I feel you, I walked away a month ago and I’m sick to death of being told that I’m lucky because I have friends and family around me (I realise it’s said with good intentions).

F&F don’t cook dinner with you, or binge watch GoT, or cuddle you in bed.

It was my decision but it scares me so bloody much, I’m constantly questioning whether I did the right thing, and if I’m alone in 10 Years how much I’ll regret my decision now.

Sorry, probably not helping!

McBounty Fri 03-Nov-17 23:18:17

I get it.

I'm currently in a marriage I desperately want out of, but I am not strong enough.

Garlicansapphire Fri 03-Nov-17 23:26:52

Oh its really sad to be afraid of being alone. You need to get good at being on your own before you choose to be with someone and give up your independence.

I've been divorced for 10 years and had relationships on and off. But I'm mostly on my own. Whats to fear? If I cant sleep at night I go and get a cup of tea and listen to music, if I feel like it I spend all day in bed watching movies, I eat when I like, go where I like, see my friends, take up new hobbies, make all my own choices. Sometimes I'm lonely - but you know what - it can be just as lonely being unloved in a relationship. Choose for yourself and live the rest of your life as you want it - we only have one life on this earth so why not invest as much as possible in the here and now than wasting it unhappy. Find the strength....

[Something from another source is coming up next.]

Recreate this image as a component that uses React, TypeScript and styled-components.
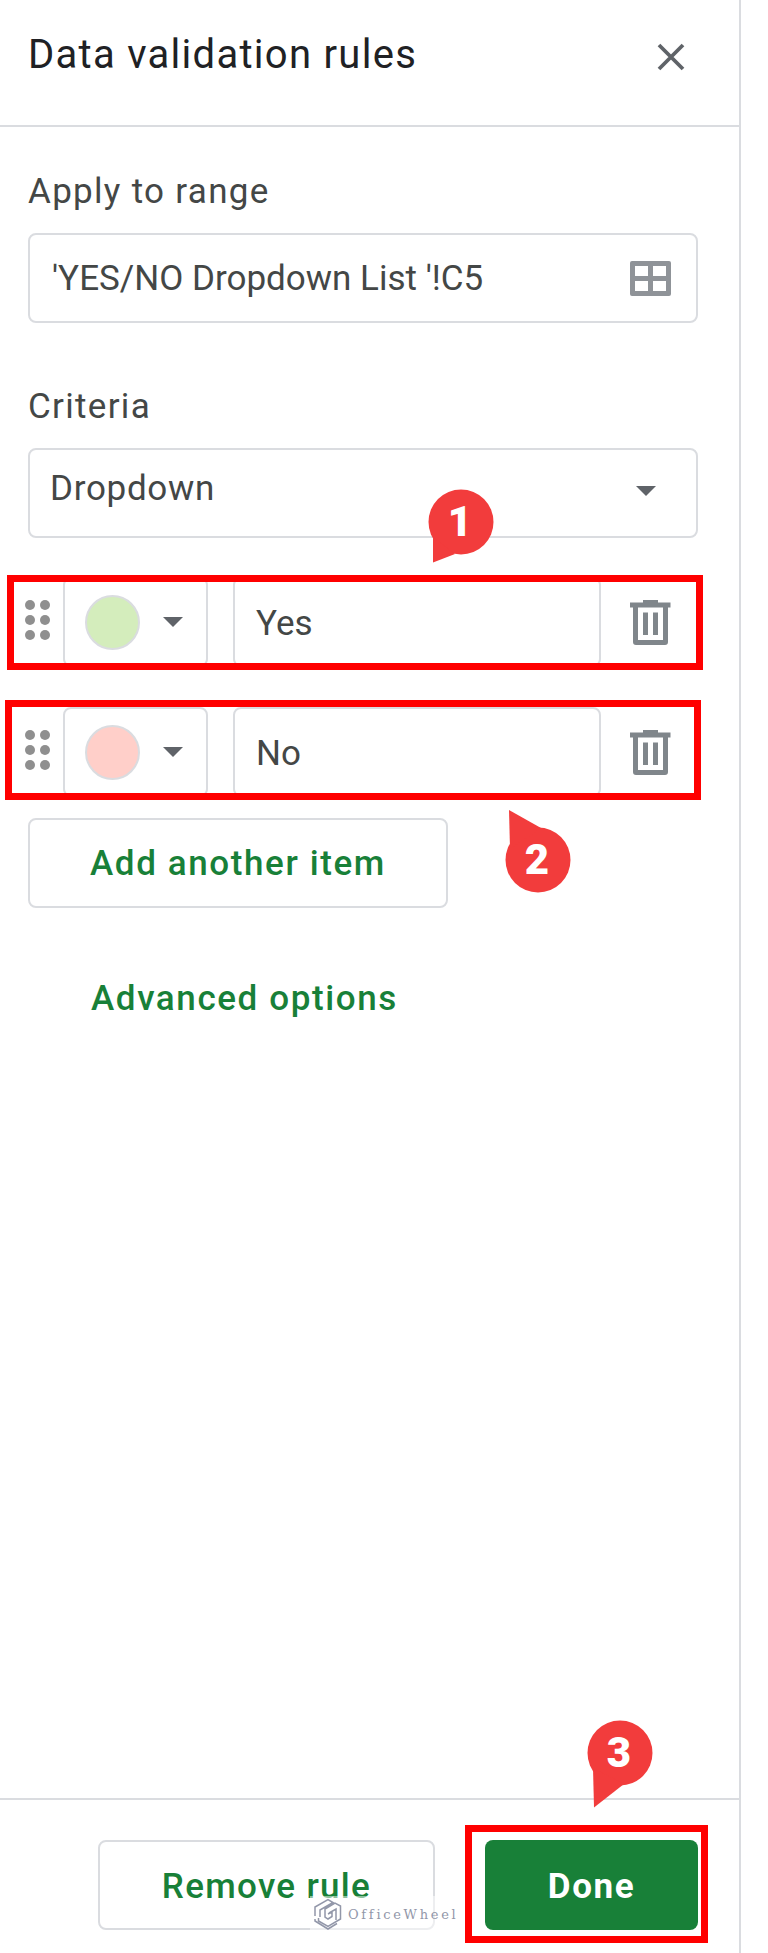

bluemoon79 Fri 03-Nov-17 23:54:38

I'm the same. Yesterday I found some writing I did in 2015 about how unhappy I was, 2 years later still here. Husband tries his best, does loads for us and a lot of people would love to be where I am but I just can't love him anymore. I'm miserable around him. I want to leave too, 2 young children and not a lot of money myself so don't have the guts.

Amberhill Sat 04-Nov-17 10:30:29

I don't believe I would meet anybody else. I'm too old, too ugly and too useless. Its like being in a job you hate but knowing you'd never persuade anybody else to employ you.

Anecdoche Sat 04-Nov-17 10:56:23

what about the person you are with would you miss? which part of their treatment of you can you not be without?

you can be happy single. there is a lot of life out there. but you need to let go of this idea that your happiness is held in the hands of anyone except you.

Amberhill Sat 04-Nov-17 10:58:09

I think being happy when single is very, very difficult.

I feel I shouldn't say that but it's honestly what I think.

Anecdoche Sat 04-Nov-17 11:05:53

it's how you feel. nothing wrong with saying that.

different people feel differently.

i look back on my single days longingly sometimes 😁 i was very happy. just myself to please. nobody else's demands. it was a really good, selfish, fun time.

it is a shame that you are going to waste the rest of your life in an unhappy relationship but if it is what you feel you prefer then you have to do what you feel will make you less unhappy.

i hope that you change your mind because you deserve more than to trap yourself in a bad relationship just for the illusion that you are not alone.

because in truth you are more alone in a bad relationship than you ever are single.

Annelind Sat 04-Nov-17 11:08:11

I think being with someone who doesn't appreciate you must be very, very difficult.

Happily single for over 30 years, having been married, LTR etc; now have a FWB thing going on so my needs are met. When they aren't - NEXT!